November 20, 2008

I am waiting for an apology from conservatives

And not just for the last 8 years of the Bush administration. Not that there isn't much there. Today, a judge released 5 Algerians who were held in Gitmo for the last 6 years without charge and without cause. The judge said there was no evidence to support that these men were (originally charged with conspiring to blow up an American embassy--then charged with going to Afghanistan to fight against Americans) terrorists. Not that Bush Justice cared. Lock them up, throw the key, and pretend that the world isn't watching. Oh, and torture them while you have them locked up. We will sort out guilt and innocence after their torture drives them insane.

So, yeah, I am still mad about that. Those who assured me Bush was a man of God need to rethink that, and perhaps not say that ever again.

But this is not about Bush. This is about the blanket criticism that current conservatives have for all things government and all things liberal. Thanks to Rushbo and the idiots on Fox, "liberal" has become a curse word, and anything they do is supposed to be a failure and possibly socialism.

Driving to have lunch with Anglican, I noticed another bank I had previously not noticed. Add that one to two new ones here in Norman, and you have a lot of banks around town.

This observation led me to contemplate our economic situation and how much worse it might be. As I said, conservatives love to bash liberals for their government programs. That, of course, before all the big "free-market" business people lined up outside the Congress for their shot at a bailout--but hell, even during all this, the free-market fundamentalists still, in knee-jerk fashion, bash liberal programs. Phil Gramm, as far as I know, is still touting deregulation. Oh, and I think he believes flu shots are witch craft, and that leeches are the best cure for a cold.


But back to those banks. They keep functioning. In the 1930s, banks failed in huge numbers. Between 1931 and 1932, nearly 4,000 banks went under, taking with them savings, access to capital for farms, houses, and businesses. Entire communities saw their economic ability disappear. Families lost their lives, farms, homes, everything. And sometimes they failed because everyone freaked out at the same time and removed their savings to store under their mattresses.

I am not saying our local banks are not worried about the economy, any more than any other local business or agency. But they aren't besieged by angry and worried depositors asking for their life savings. The ones I drove past were doing normal business. Everyone knows that their savings are insured and they don't have to worry about that. They may worry about their 401k, and their retirement, and their stocks and bonds (good old free market) but their savings and checking accounts are safe, thanks to good old liberal (not socialist) policy.

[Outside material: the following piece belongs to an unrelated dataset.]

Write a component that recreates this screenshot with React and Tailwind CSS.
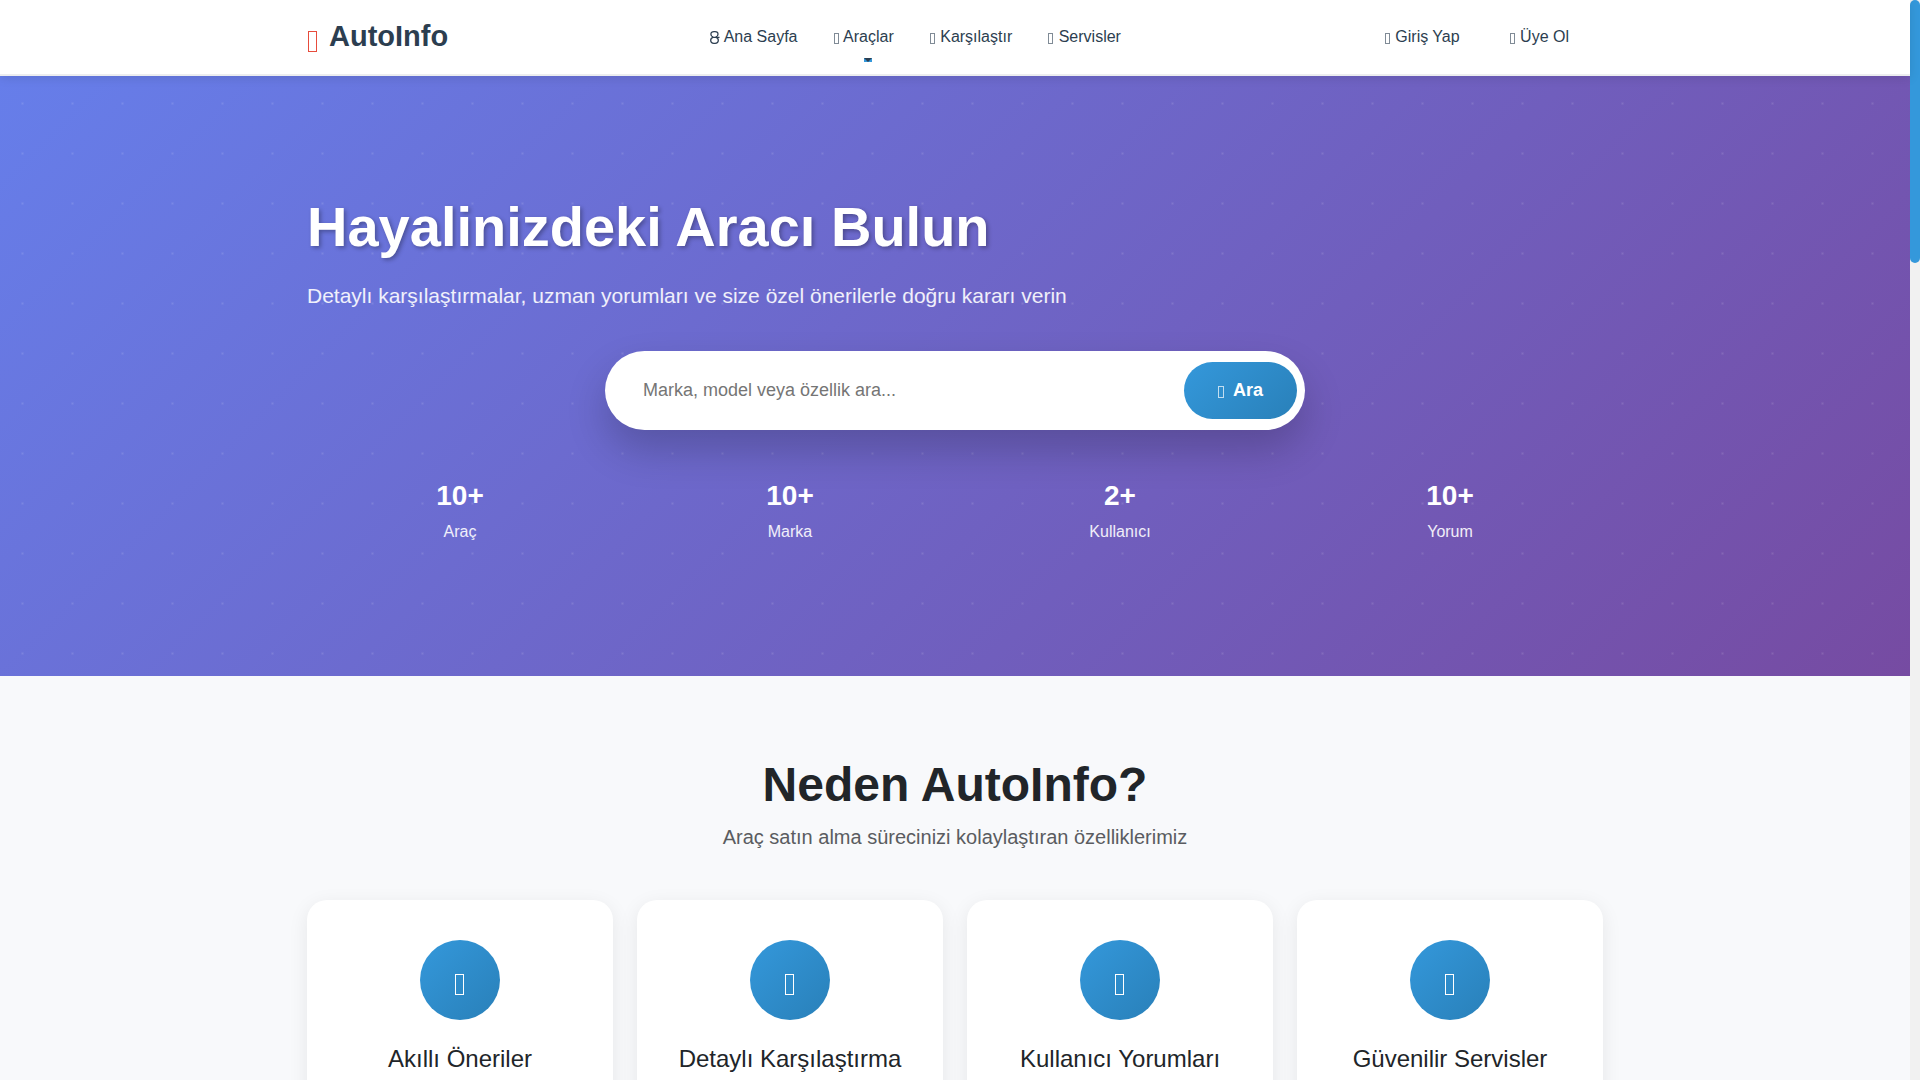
import React from "react";

const navLinks = [
  { label: "Ana Sayfa", home: true },
  { label: "Araçlar", menu: true },
  { label: "Karşılaştır" },
  { label: "Servisler" },
];

const accountLinks = [{ label: "Giriş Yap" }, { label: "Üye Ol" }];

const stats = [
  { value: "10+", label: "Araç" },
  { value: "10+", label: "Marka" },
  { value: "2+", label: "Kullanıcı" },
  { value: "10+", label: "Yorum" },
];

const features = [
  "Akıllı Öneriler",
  "Detaylı Karşılaştırma",
  "Kullanıcı Yorumları",
  "Güvenilir Servisler",
];

function HomeIcon() {
  return (
    <svg viewBox="0 0 10 13" className="inline-block h-[13px] w-2.5 align-[-2px]" fill="none" stroke="currentColor" strokeWidth="1.3" aria-hidden="true">
      <path d="M3.2 6.2C1.6 5.6.9 4.600.9 3.200.9 1.600 2.100.7 4 .7h1C6.900.7 8 1.600 8 3.200c0 1.400-.7 2.400-2.300 3" />
      <path d="M3.200 6.300h6.300M3.200 6.300C1.500 6.700.7 7.700.7 9.300c0 2 1.200 3 3.300 3h1c2.100 0 3.300-1 3.300-3 0-1.600-.8-2.600-2.500-3" />
    </svg>
  );
}

function NavIcon() {
  return (
    <svg viewBox="0 0 6 11" className="inline-block h-[11px] w-1.5 align-[-2px]" fill="none" stroke="currentColor" aria-hidden="true">
      <rect x="0.5" y="0.5" width="4" height="10" strokeOpacity="0.6" />
    </svg>
  );
}

function SearchIcon() {
  return (
    <svg viewBox="0 0 7 15" className="h-[15px] w-[7px]" fill="none" stroke="currentColor" aria-hidden="true">
      <rect x="0.5" y="3.5" width="5" height="11" strokeOpacity="0.7" />
    </svg>
  );
}

function LargeIcon({ className = "" }) {
  return (
    <svg viewBox="0 0 12 30" className={`h-[30px] w-3 ${className}`} fill="none" stroke="currentColor" aria-hidden="true">
      <rect x="1.5" y="9.5" width="8" height="20" />
    </svg>
  );
}

function NavLink({ label, menu, home }) {
  return (
    <a href="#" className="relative px-4 py-2 text-base text-[#2c3e50]">
      {home ? <HomeIcon /> : <NavIcon />} {label}
      {menu && (
        <span className="absolute -bottom-[5px] left-1/2 h-1 w-2 bg-[#3498db]">
          <svg viewBox="0 0 8 4" className="block h-1 w-2" aria-hidden="true">
            <path d="M0 0h8L4 4z" fill="#2c3e50" />
          </svg>
        </span>
      )}
    </a>
  );
}

function Header() {
  return (
    <header className="relative z-10 border-b-2 border-[#ecedef] bg-white shadow-[0_2px_10px_rgba(0,0,0,0.1)]">
      <div className="mx-auto flex h-[74px] max-w-[1320px] items-center justify-between px-3">
        <a href="#" className="mr-3.5 flex items-center gap-2.5 text-[29px] font-bold text-[#2c3e50]">
          <LargeIcon className="text-[#e74c3c]" />
          AutoInfo
        </a>
        <nav className="flex gap-1">
          {navLinks.map((l) => <NavLink key={l.label} {...l} />)}
        </nav>
        <nav className="flex gap-[18px] pr-[18px]">
          {accountLinks.map((l) => <NavLink key={l.label} {...l} />)}
        </nav>
      </div>
    </header>
  );
}

function Hero() {
  return (
    <section className="bg-[radial-gradient(circle_at_45%_55%,rgba(255,255,255,0.12)_0px,transparent_2px),linear-gradient(135deg,#667eea_0%,#764ba2_100%)] bg-[size:50px_50px,100%_100%] text-white">
      <div className="mx-auto flex min-h-[600px] max-w-[1320px] flex-col justify-center px-3">
        <h1 className="mb-5 text-[56px] leading-[67px] font-bold [text-shadow:2px_2px_4px_rgba(0,0,0,0.3)]">
          Hayalinizdeki Aracı Bulun
        </h1>
        <p className="mb-10 text-[21px] leading-[31px] text-white/90">
          Detaylı karşılaştırmalar, uzman yorumları ve size özel önerilerle doğru kararı verin
        </p>
        <form className="mx-auto mb-[50px] flex w-full max-w-[700px] items-center rounded-full bg-white p-2 shadow-[0_20px_40px_rgba(0,0,0,0.2)]">
          <input
            type="search"
            aria-label="Araç ara"
            placeholder="Marka, model veya özellik ara..."
            className="h-[63px] min-w-0 flex-1 bg-transparent pr-4 pl-[30px] text-lg text-gray-800 outline-none placeholder:text-[#757575]"
          />
          <button type="button" className="flex h-[57px] items-center gap-2 rounded-full bg-linear-135 from-[#3498db] to-[#2980b9] px-[34px] text-lg font-bold">
            <SearchIcon />
            Ara
          </button>
        </form>
        <dl className="-mx-3 mb-4 grid grid-cols-4 text-center">
          {stats.map((s) => (
            <div key={s.label} className="flex flex-col-reverse">
              <dt className="text-base text-white/90">{s.label}</dt>
              <dd className="mb-2 text-[28px] leading-8 font-bold">{s.value}</dd>
            </div>
          ))}
        </dl>
      </div>
    </section>
  );
}

function Features() {
  return (
    <section className="py-20">
      <div className="mx-auto max-w-[1320px] px-3">
        <h2 className="mb-2 text-center text-5xl leading-[58px] font-bold text-[#212529]">Neden AutoInfo?</h2>
        <p className="mb-12 text-center text-xl leading-[30px] text-[#5a5c60]">
          Araç satın alma sürecinizi kolaylaştıran özelliklerimiz
        </p>
        <div className="grid grid-cols-4 gap-6">
          {features.map((title) => (
            <article key={title} className="rounded-[20px] bg-white px-6 pt-10 pb-24 text-center shadow-[0_5px_20px_rgba(0,0,0,0.08)]">
              <div className="mx-auto mb-6 flex size-20 items-center justify-center rounded-full bg-linear-135 from-[#3498db] to-[#2980b9] text-white">
                <LargeIcon />
              </div>
              <h3 className="text-2xl leading-[29px] text-[#212529]">{title}</h3>
            </article>
          ))}
        </div>
      </div>
    </section>
  );
}

export default function App() {
  return (
    <div className="flex h-screen overflow-hidden bg-[#f8f9fb] font-['Liberation_Sans',Arial,sans-serif]">
      <div className="min-w-0 flex-1">
        <Header />
        <main>
          <Hero />
          <Features />
        </main>
      </div>
      <div aria-hidden="true" className="w-2.5 bg-[#f1f1f1]">
        <div className="h-[263px] rounded-full bg-[#3498db]" />
      </div>
    </div>
  );
}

I don't think that is a little thing, and I wish conservatives would recognize just how great of a contribution that is to our well-being. Perhaps they can consider that the next time they castigate all things government and all things liberal. Perhaps they can consider that during their next trip to the ATM when they don't worry about withdrawing cash.


I won't hold my breath.


steves said...

I don't hear all that many conservatives bashing the Depression-era banking changes, except for maybe the kooks that want to get rid of the Federal Reserve and go back to the gold standard. I hope Obama sticks to his promise of closing Gitmo. I don't think that US courts would have been the best place to try those kinds of cases, but there should have been some court set up to handle them in a timely manner. Holding them without any kind of charge is shameful.

Streak said...

Conservatives may not be bashing New Deal regulations specifically (though Phil Gramm helped undercut the Glass-Steagall Act in 99), but you can't tell me that it hasn't become mantra for conservatives to bash government, government programs, and liberals.

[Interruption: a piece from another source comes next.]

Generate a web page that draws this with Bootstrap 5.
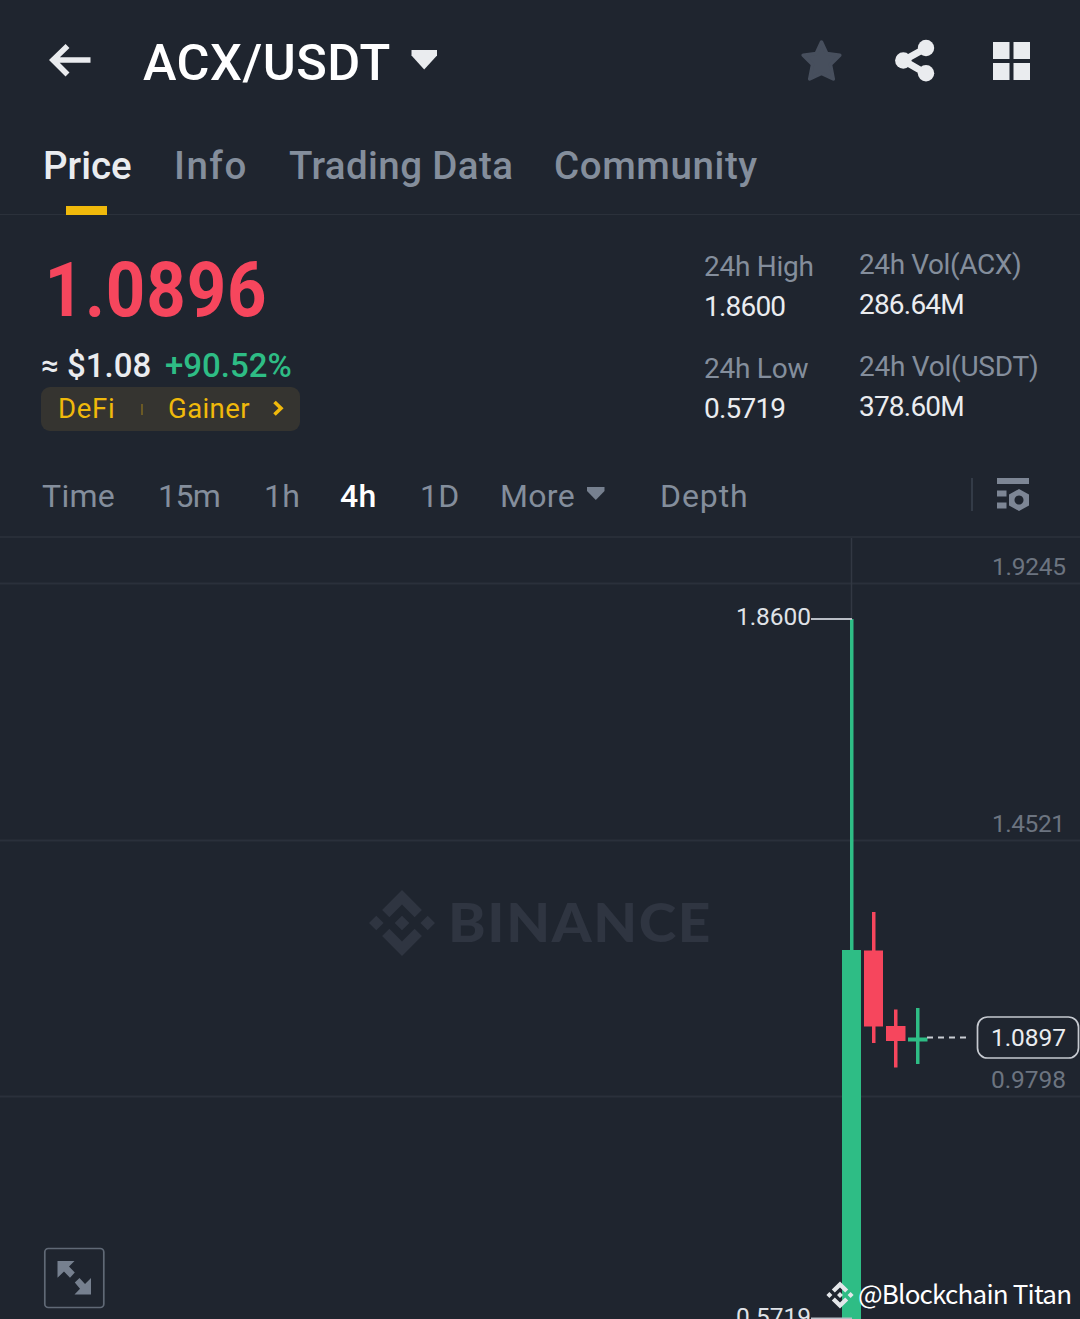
<!DOCTYPE html>
<html lang="en" data-bs-theme="dark">
<head>
<meta charset="utf-8">
<meta name="viewport" content="width=device-width, initial-scale=1">
<title>ACX/USDT</title>
<link href="https://cdn.jsdelivr.net/npm/bootstrap@5.3.0/dist/css/bootstrap.min.css" rel="stylesheet">
<style>
body{background:#1f252f;color:#eaecef;font-family:Roboto,"Liberation Sans",sans-serif;width:1080px;height:1319px;overflow:hidden}
svg{display:block;flex:none}
.topbar{height:115px;padding:6px 50px 0 49px}
.pair{font-size:50.5px;font-weight:500;line-height:60px;letter-spacing:.5px;color:#fff;margin-left:52px;margin-right:20px;padding-top:4px}
.topbar .tools{gap:58px}
.topbar .share{margin-left:-6px}
.tabs{display:grid;grid-template-columns:131px 115px 265px 300px;height:100px;padding-left:43px;border-bottom:1px solid #2b313b}
.tabs .nav-link{padding:0;font-size:38.5px;font-weight:500;line-height:102px;color:#848e9c;position:relative}
.tabs .nav-link.active{color:#eaecef}
.tabs .nav-link.active::after{content:"";position:absolute;left:23px;bottom:2px;width:41px;height:9px;background:#f0b90b}
.tabs .ls-info{letter-spacing:1.5px}.tabs .ls-td{letter-spacing:.4px}.tabs .ls-com{letter-spacing:.6px}
.quote{height:245px;padding-left:41px}
.last{font-size:76.5px;font-weight:700;line-height:100px;color:#f6465d;transform:scaleX(.9);transform-origin:left;letter-spacing:1px;padding:25px 0 0 4px}
.fiat{font-size:33px;font-weight:500;line-height:40px;margin-top:6px}
.fiat .about{width:26px;font-size:31px}.fiat .usd{width:98px}
.up{color:#2ebd85}
.tags{width:259px;height:44px;margin-top:1px;background:#353430;border-radius:9px;color:#f0b90b;font-size:27.5px;padding-left:17px}
.tags .t1{width:83px;letter-spacing:.7px}.tags .t2{width:104px;letter-spacing:.4px}
.tags .sep{width:2px;height:11px;background:#6b5a25;margin-right:25px}
.stats{font-size:28px;line-height:40px;padding-top:32px}
.stats dt{font-weight:400;color:#848e9c;letter-spacing:-.25px}
.stats dd{margin:0 0 22px;letter-spacing:-.8px}
.stats .s1{width:155px}.stats .s2{width:221px;margin-top:-2px}
.stats .acx{letter-spacing:-.4px}
.periods{height:78px;padding-left:42px;border-bottom:2px solid #282e38;font-size:32px;line-height:72px;padding-bottom:4px;color:#848e9c;letter-spacing:.3px}
.periods .now{color:#fff;font-weight:500}
.periods .p1{width:116px}.periods .p2{width:106px;letter-spacing:-.6px}.periods .p3{width:76px}.periods .p4{width:80px}.periods .p5{width:80px}.periods .p6{width:87px}.periods .tri{margin-right:55px;margin-top:-6px}
.periods .p7{letter-spacing:.9px;width:311px}
.periods .bar{width:2px;height:33px;background:#333b47;margin-right:24px;margin-top:-3px}
.periods .cfg{margin-top:-2px}
.cjk{font-family:"Noto Sans CJK SC",sans-serif;font-weight:400}
</style>
<script src="https://cdn.jsdelivr.net/npm/bootstrap@5.3.0/dist/js/bootstrap.bundle.min.js"></script>
</head>
<body>
<header class="topbar d-flex align-items-center">
  <svg width="42" height="34" viewBox="0 0 42 34" fill="none" stroke="#eaecef" stroke-width="5.600"><path d="M41.500 16H5M18.500 2L4 16 18.500 30.500"/></svg>
  <h1 class="pair mb-0">ACX/USDT</h1>
  <svg width="27" height="30" viewBox="0 0 27 30" fill="#eaecef"><path d="M.5 4h25.500v5.500L13.200 23.500.5 9.500z"/></svg>
  <div class="tools d-flex align-items-center ms-auto">
    <svg width="42" height="44" viewBox="0 0 42 44"><path d="M20.500 3l5.300 11.500 13 1.800-9.300 9.200 2.800 14.500L20.500 34.500 8.700 40 11.500 25.500 2.200 16.300l13-1.800z" fill="#474f5d" stroke="#474f5d" stroke-width="3.500" stroke-linejoin="round"/></svg>
    <svg class="share" width="40" height="44" viewBox="0 0 40 44" fill="#eaecef"><path d="M31 9L8.500 21.500 31 34.500" fill="none" stroke="#eaecef" stroke-width="7"/><circle cx="8.300" cy="21.500" r="8.200"/><circle cx="31" cy="9" r="8.200"/><circle cx="31" cy="34.200" r="8.200"/></svg>
    <svg width="37" height="38" viewBox="0 0 37 38" fill="#eaecef"><path d="M0 0h16.500v17H0zM20.500 0H37v17H20.500zM0 21h16.500v17H0zM20.500 21H37v17H20.500z"/></svg>
  </div>
</header>

<nav class="tabs nav">
  <a class="nav-link active">Price</a>
  <a class="nav-link ls-info">Info</a>
  <a class="nav-link ls-td">Trading Data</a>
  <a class="nav-link ls-com">Community</a>
</nav>

<section class="quote d-flex justify-content-between">
  <div>
    <div class="last">1.0896</div>
    <div class="fiat d-flex"><span class="about">≈</span><span class="usd">$1.08</span><span class="up">+90.52%</span></div>
    <div class="tags d-flex align-items-center">
      <span class="t1">DeFi</span><span class="sep"></span><span class="t2">Gainer</span>
      <svg width="14" height="18" viewBox="0 0 14 18" fill="none" stroke="#f0b90b" stroke-width="3.600"><path d="M2.500 2L9 8.200 2.500 14.500"/></svg>
    </div>
  </div>
  <div class="stats d-flex">
    <dl class="s1 mb-0"><dt>24h High</dt><dd>1.8600</dd><dt>24h Low</dt><dd>0.5719</dd></dl>
    <dl class="s2 mb-0"><dt class="acx">24h Vol(ACX)</dt><dd>286.64M</dd><dt>24h Vol(USDT)</dt><dd>378.60M</dd></dl>
  </div>
</section>

<div class="periods d-flex align-items-center">
  <span class="p1">Time</span><span class="p2">15m</span><span class="p3">1h</span><span class="p4 now">4h</span><span class="p5">1D</span><span class="p6">More</span>
  <svg class="tri" width="18" height="13" viewBox="0 0 18 13" fill="#76808f"><path d="M0 0h17.500v4L8.800 13 0 4z"/></svg>
  <span class="p7">Depth</span><span class="bar"></span>
  <svg class="cfg" width="34" height="34" viewBox="0 0 34 34" fill="#7d8695"><path d="M0 0h32v6H0zM0 12.500h9.500v6H0zM0 24.500h9.500v6H0z"/><path fill-rule="evenodd" d="M22 11l10 5.500v11L22 33l-10-5.500v-11zM22 17.500a4.500 4.500 0 1 0 .01 0z"/></svg>
</div>

<main>
<svg width="1080" height="781" viewBox="0 538 1080 781">
  <defs>
    <g id="mark"><path d="M0-34L20.500-13.500 13-6 0-19-13-6-20.500-13.500zM0 34L20.500 13.500 13 6 0 19-13 6-20.500 13.500zM0-7.500L7.500 0 0 7.500-7.500 0zM-26.500-7.500L-19 0-26.500 7.500-34 0zM26.500-7.500L34 0 26.500 7.500 19 0z"/></g>
  </defs>
  <g stroke="#2a303b" stroke-width="2"><path d="M0 583.500H1080M0 840.500H1080M0 1096.500H1080"/><path d="M851.500 538V619" stroke="#323843" stroke-width="1.500"/></g>
  <g fill="#2f3541"><use href="#mark" transform="translate(402 923) scale(.97)"/><text x="448" y="942" font-family="Lato" font-weight="900" font-size="52.500" letter-spacing="1.500" textLength="264" lengthAdjust="spacingAndGlyphs">BINANCE</text></g>
  <g fill="#6c7480" font-size="24.500"><text x="992" y="575" textLength="74">1.9245</text><text x="992" y="832" textLength="73">1.4521</text><text x="991" y="1088" textLength="75">0.9798</text></g>
  <g fill="#2ebd85"><path d="M850 619h3.500v332H850zM842 950h19v369h-19zM916 1008h3.500v56H916zM908 1037.500h19.500v4H908z"/></g>
  <g fill="#f6465d"><path d="M872 912h3.500v131H872zM864 950.500h19v76h-19zM894 1009.500h3.500v58H894zM886 1026h19.500v15H886z"/></g>
  <g fill="#dfe2e7" font-size="24.500"><text x="736" y="625" textLength="75">1.8600</text><text x="736" y="1325" textLength="75">0.5719</text></g>
  <path d="M811 619H852M811 1318.500H852" stroke="#b9bec6" stroke-width="2"/>
  <path d="M927 1037.500H966" stroke="#c9cdd3" stroke-width="2" stroke-dasharray="6 5"/>
  <rect x="977.500" y="1017" width="101" height="41" rx="10" fill="#1f252f" stroke="#c5c9d0" stroke-width="1.700"/>
  <text x="991" y="1046" font-size="24.500" textLength="75" fill="#eaecef">1.0897</text>
  <rect x="44.800" y="1248.500" width="59" height="59" rx="3.500" fill="none" stroke="#606976" stroke-width="1.700"/>
  <path d="M57.500 1261H74.500L69 1266.500 74.800 1272.500 70 1277.700 64 1271.500 57.500 1277.700zM91 1294.500H74.500L80 1288.700 74.800 1282.500 79.500 1278 85 1284 91 1278z" fill="#76808f"/>
  <use href="#mark" transform="translate(840 1295) scale(.4)" fill="#e4e7ea"/>
  <text class="cjk" x="858" y="1304" font-size="26" textLength="214" fill="#fff">@Blockchain Titan</text>
</svg>
</main>
</body>
</html>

Or perhaps you hang out with more moderate conservatives. But everywhere I turn, including in the recent election, I hear conservatives bashing government. The economic collapse has muted that to some degree, but the anti-tax, anti-regulation crowd is still there.

steves said...

I know they are out there. I am certainly willing to bash government programs if I think they are wasteful, poorly managed, pork, or are in need of improvement. That being said, I try to be specific and not just bash the government in general.

Streak said...

But that isn't bashing, that is simply wanting good government. Grover Norquist and his ilk don't want that, and neither do most of the Republicans in Congress right now.

LB said...

I would argue that many intelligent conservatives are making a subtle, yet important distinction in the case of banking.

For conservatives, FDIC represents enforcement of an implied contract between a consumer and a bank. (I give the bank my money to invest for its own purposes with the expectation that I can have it back whenver I want it.) This is not "regulation" in the strictest sense of the word. Therefore, FDIC is acceptable government.

Streak said...

Perhaps. I am not convinced, but it isn't unreasonable. As I have said here in the comments, the Grover Norquists of the world don't want a functioning government, and when Republicans run on "every tax is evil," and "every government program is evil" then you have to excuse me for criticizing conservatives.

I will say, however, that after the last 8 years, I feel like paraphrasing Ghandi--you ask what I think about intelligent conservatives, and I say, "I think that would be a good idea." Or to put it another way, "where in the hell have you been?"